Tip: For startups or teams looking to grow quickly, pairing a structured hiring process with Activated Scale’s flexible talent model ensures you hire smarter, ramp faster, and reduce costly mis-hires.

Summary

Hiring the right salesperson can make or break your growth. It’s not just about filling a role, it’s about finding someone who drives revenue, fits your culture, and scales with your business. A structured hiring process, defining the role, evaluating skills, assessing coachability, aligning incentives, and onboarding effectively, reduces risk and accelerates results.

For startups and growing teams, Activated Scale offers a smarter, faster alternative by connecting you with vetted U.S.-based sales talent on a flexible, fractional, or contract-to-hire basis. This approach ensures quality hires without the long-term commitment, helping you focus on growth instead of recruitment headaches.

Don’t spend months searching for your next top salesperson. Discover how Activated Scale brings ready-to-go sales professionals to your team. Click to learn more.

FAQs

1. What is the first step to hiring a salesman?

Define the role, expected outcomes, and target customers before sourcing candidates.

2. How can I evaluate if a candidate is the right fit?

Use practical assessments like role plays, deal walkthroughs, and behavioral interviews to test skills, adaptability, and cultural fit.

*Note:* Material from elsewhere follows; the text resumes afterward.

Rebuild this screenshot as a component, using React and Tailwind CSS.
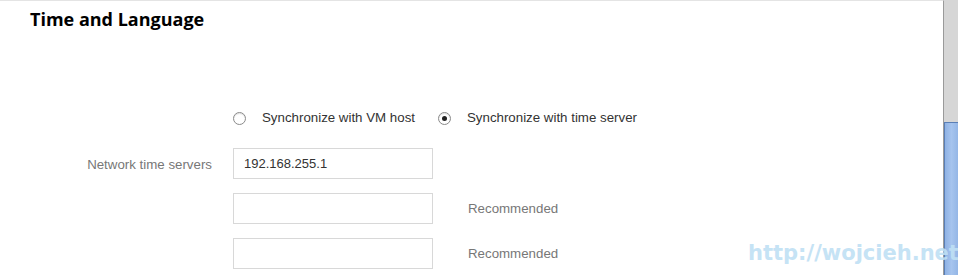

3. Why is coachability important in sales hiring?

Sales environments change rapidly. Coachable hires adapt, learn from feedback, and improve continuously.

4. Can startups hire part-time or fractional salespeople?

Yes. Activated Scale allows flexible hiring, fractional, contract-to-hire, or full-time, reducing risk and ramp time.

5. What metrics should I track in the first 90 days?

Focus on pipeline quality, discovery calls, objection handling, follow-up consistency, and early revenue contributions.